David Dillon, Manzanita -
A retired Navy officer and former local newspaper editor, with degrees in broadcasting and business, David has dabbled with the arts since his earliest years – particularly music, photography and writing. Music lessons were followed by participation in school concert and marching bands from third grade through college. A still and motion picture aficionado, he got his first camera at age nine. Writing was essential to his career as a military public affairs officer, and he applied that talent to help start our local newspaper – The North Coast Citizen. David is a great fan of classical music – particularly Italian opera – and hopes the Hoffman Center can provide a venue for others to appreciate that art. He recognizes the value of exposure to and involvement with the arts to people of all ages – especially the young. David was a personal friend of the Hoffman Center’s namesakes – Lloyd and Myrtle Hoffman — and is married to a multi-talented artist.

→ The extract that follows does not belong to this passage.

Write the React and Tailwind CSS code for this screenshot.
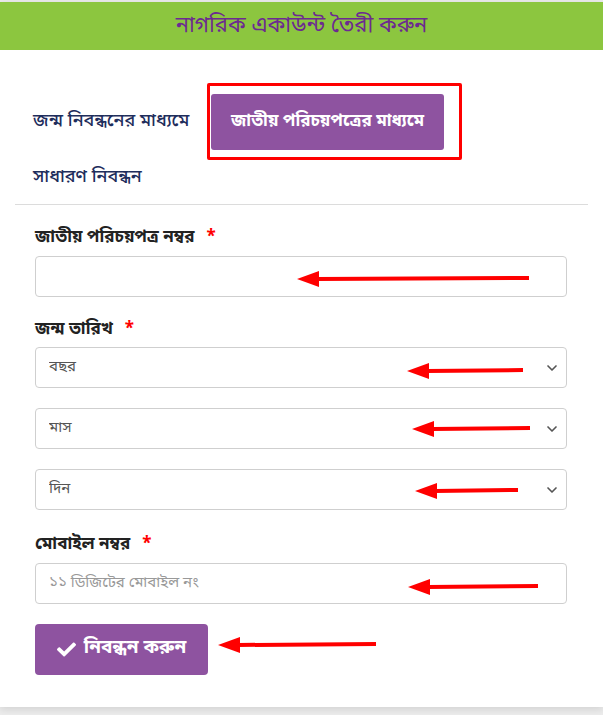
import { ChevronDown } from "lucide-react";
import { FaCheck } from "react-icons/fa";

const BN = { fontFamily: '"Noto Sans Bengali", "Noto Serif Bengali", "Lohit Bengali", "Noto Sans", sans-serif' };

// লাল তীর চিহ্ন (annotation)
function Arrow({ className, width }) {
  return (
    <svg
      className={"pointer-events-none absolute " + className}
      width={width}
      height="18"
      viewBox={`0 0 ${width} 18`}
    >
      <polygon points={`0,9 22,1 22,17`} fill="#ff0000" />
      <line x1="20" y1="9" x2={width} y2="8" stroke="#ff0000" strokeWidth="4" />
    </svg>
  );
}

function Label({ children }) {
  return (
    <label className="block text-[17px] font-bold text-[#222] mb-[5px]">
      {children}
      <span className="text-[#ff0000] ml-3">*</span>
    </label>
  );
}

function SelectBox({ placeholder, arrow }) {
  return (
    <div className="relative">
      <select className="w-full h-[41px] appearance-none rounded border border-[#cfcfcf] bg-white pl-[13px] text-[15px] text-[#555] outline-none">
        <option>{placeholder}</option>
      </select>
      <ChevronDown
        size={16}
        strokeWidth={2.5}
        className="pointer-events-none absolute right-[7px] top-[13px] text-[#555]"
      />
      {arrow}
    </div>
  );
}

export default function App() {
  return (
    <div className="min-h-[715px] bg-[#ececec] pt-[2px]" style={BN}>
      <div className="bg-white shadow-[0_2px_8px_rgba(0,0,0,0.12)] pb-[32px]">
        <div className="h-[48px] bg-[#8cc63f] flex items-center justify-center">
          <h1 className="text-[22px] text-[#6c2a91]">নাগরিক একাউন্ট তৈরী করুন</h1>
        </div>

        {/* নিবন্ধনের ধরন */}
        <div className="px-[33px] pt-[33px]">
          <div className="flex items-center">
            <span className="text-[18px] font-medium text-[#1e2d5c] w-[174px]">জন্ম নিবন্ধনের মাধ্যমে</span>
            <div className="border-[3px] border-[#ff0000] rounded-[2px] pl-[1px] pr-[15px] pt-[8px] pb-[7px]">
              <button className="h-[56px] w-[233px] rounded-[3px] bg-[#8e53a0] text-white text-[17px] font-bold">
                জাতীয় পরিচয়পত্রের মাধ্যমে
              </button>
            </div>
          </div>
          <div className="text-[18px] font-medium text-[#1e2d5c] mt-[4px]">সাধারণ নিবন্ধন</div>
        </div>
        <div className="mx-[15px] mt-[13px] border-t border-[#dcdcdc]" />

        {/* ফর্ম */}
        <div className="px-[35px] pt-[20px] pr-[36px]">
          <Label>জাতীয় পরিচয়পত্র নম্বর</Label>
          <div className="relative">
            <input className="w-full h-[41px] rounded border border-[#cfcfcf] bg-white px-3 outline-none" />
            <Arrow className="left-[262px] top-[14px]" width={232} />
          </div>

          <div className="mt-[20px]">
            <Label>জন্ম তারিখ</Label>
          </div>
          <div className="flex flex-col gap-[20px]">
            <SelectBox
              placeholder="বছর"
              arrow={<Arrow className="left-[372px] top-[15px]" width={116} />}
            />
            <SelectBox
              placeholder="মাস"
              arrow={<Arrow className="left-[377px] top-[12px]" width={118} />}
            />
            <SelectBox
              placeholder="দিন"
              arrow={<Arrow className="left-[380px] top-[13px]" width={103} />}
            />
          </div>

          <div className="mt-[22px]">
            <Label>মোবাইল নম্বর</Label>
          </div>
          <div className="relative">
            <input
              placeholder="১১ ডিজিটের মোবাইল নং"
              className="w-full h-[41px] rounded border border-[#cfcfcf] bg-white pl-[13px] text-[15px] outline-none placeholder:text-[#999]"
            />
            <Arrow className="left-[373px] top-[15px]" width={130} />
          </div>

          <div className="relative mt-[20px]">
            <button className="h-[51px] w-[173px] rounded bg-[#8e53a0] text-white text-[19px] font-bold flex items-center justify-center gap-[8px]">
              <FaCheck size={19} />
              নিবন্ধন করুন
            </button>
            <Arrow className="left-[183px] top-[12px]" width={158} />
          </div>
        </div>
      </div>
    </div>
  );
}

Vera Wildauer, Manzanita – Wildauer spent 20 years in bank marketing, most recently as marketing director for a community bank in Everett, Washington. She has prior non-profit board experience, most notably for Bridgeways, a mental health agency, for nine years, with five years as board president and chair of the public relations committee. She is co-founder of the Manzanita Writers’ Series, a program of the Hoffman Center. Along with writing poetry and short stories, and reading at the Open Mic, she enjoys painting and photography. Wildauer moved to Manzanita full time in 2006, but has been coming here with her family regularly since 1975, all the while knowing that she would have to live here permanently someday.

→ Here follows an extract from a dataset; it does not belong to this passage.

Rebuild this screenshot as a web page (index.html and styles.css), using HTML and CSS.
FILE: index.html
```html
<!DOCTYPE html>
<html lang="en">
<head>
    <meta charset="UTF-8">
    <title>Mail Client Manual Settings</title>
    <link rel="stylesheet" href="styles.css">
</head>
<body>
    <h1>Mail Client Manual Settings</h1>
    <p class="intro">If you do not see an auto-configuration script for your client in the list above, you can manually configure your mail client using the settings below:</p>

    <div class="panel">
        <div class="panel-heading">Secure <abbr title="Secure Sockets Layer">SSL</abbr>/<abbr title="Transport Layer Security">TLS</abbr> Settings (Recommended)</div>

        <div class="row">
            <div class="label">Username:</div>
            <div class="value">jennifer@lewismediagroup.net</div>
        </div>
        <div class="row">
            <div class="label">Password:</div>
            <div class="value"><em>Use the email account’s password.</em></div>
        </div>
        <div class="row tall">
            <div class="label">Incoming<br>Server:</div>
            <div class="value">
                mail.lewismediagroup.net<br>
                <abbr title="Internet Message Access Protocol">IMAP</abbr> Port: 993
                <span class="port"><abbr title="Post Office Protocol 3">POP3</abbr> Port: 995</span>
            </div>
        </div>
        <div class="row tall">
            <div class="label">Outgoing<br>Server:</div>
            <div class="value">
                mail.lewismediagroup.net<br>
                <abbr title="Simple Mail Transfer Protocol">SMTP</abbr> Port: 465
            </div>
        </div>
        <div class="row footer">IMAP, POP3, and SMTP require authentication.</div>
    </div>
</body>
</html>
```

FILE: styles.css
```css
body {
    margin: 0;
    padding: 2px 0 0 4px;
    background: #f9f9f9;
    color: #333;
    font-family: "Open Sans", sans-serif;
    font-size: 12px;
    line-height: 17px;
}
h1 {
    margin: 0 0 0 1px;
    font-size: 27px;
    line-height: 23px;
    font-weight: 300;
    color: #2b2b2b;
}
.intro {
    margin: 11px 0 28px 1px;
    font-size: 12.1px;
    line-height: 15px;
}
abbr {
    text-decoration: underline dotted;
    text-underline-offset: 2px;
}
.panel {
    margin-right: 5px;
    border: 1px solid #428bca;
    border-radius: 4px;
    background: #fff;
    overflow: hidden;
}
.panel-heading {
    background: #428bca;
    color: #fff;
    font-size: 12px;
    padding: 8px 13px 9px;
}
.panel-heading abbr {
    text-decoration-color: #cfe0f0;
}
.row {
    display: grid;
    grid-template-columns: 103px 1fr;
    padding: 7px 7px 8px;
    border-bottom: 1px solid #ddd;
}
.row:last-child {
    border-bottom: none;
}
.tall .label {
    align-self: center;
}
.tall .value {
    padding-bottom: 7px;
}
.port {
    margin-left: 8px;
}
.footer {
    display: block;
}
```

Peggy Biskar, Manzanita – Peggy has spent a lifetime contemplating the importance of art in people’s lives. She started her art education career in the high school classroom and then worked as the Fine Art Specialist in the Multnomah County ESD Curriculum Department. She taught teacher in-service classes and developed art curriculum guides, lesson plans and artist-in-the-schools programs. Mid-life, Peggy went back to school at Pacific Northwest College of Art and majored in painting with a concentration in photography. Since then she has maintained a painting studio and for the past three years has been developing skills in jewelry making. She also worked at Oregon College of Art and Craft as an Admissions Officer and as the Circulation Supervisor in the Library at the College. She and her husband built a house in Manzanita in 1995 and after his death, she moved here in the spring of 2010. Peggy is particularly interested in helping the Hoffman Center further develop its adult art programs, including workshops, visiting artist talks, slide shows and demonstrations, and the establishment of a Hoffman Center gallery. She also has cataloged the books in the Hoffman Center library and will work toward making the materials available to the general public.
Sharon Borgford, Manzanita and Lake Oswego
Sharon’s grandparents were among the first homesteaders in north Lincoln County, and her earliest memories are of salt air and breezy days at the beach. She grew up in both Lincoln City and Salem and has spent most of her adult years living in Hillsboro and Lake Oswego.
With college degrees in speech pathology and audiology and in education, Sharon’s teaching career spanned nearly thirty years. She held various teaching assignments in grades one through six, retiring from Hillsboro Schools in 2005 following 17 years of teaching sixth grade.
Sharon has an enduring appreciation for what people make by hand and the endless spin that can be put on familiar materials to create something totally new. In her classroom she incorporated art throughout the curriculum on a daily basis: mask making, decorative paper techniques and book binding, ceramics, mosaics, papier-mâché, Science Design Technology, reader’s theatre, and audio and videotaping of various student presentations and performance. A past member of the Oregon Writing Project, she joined her students in their writers’ workshop. This is the setting that inspired one student to write “The Garbage Disposal and the Vacuum Cleaner,” a memorable story with a somewhat improbable title.
In 2009 Sharon and her husband Rob completed a home in Manzanita. They marvel at the array of ongoing activities in the community and look forward to continuing to take an active part in the events at the Hoffman Center.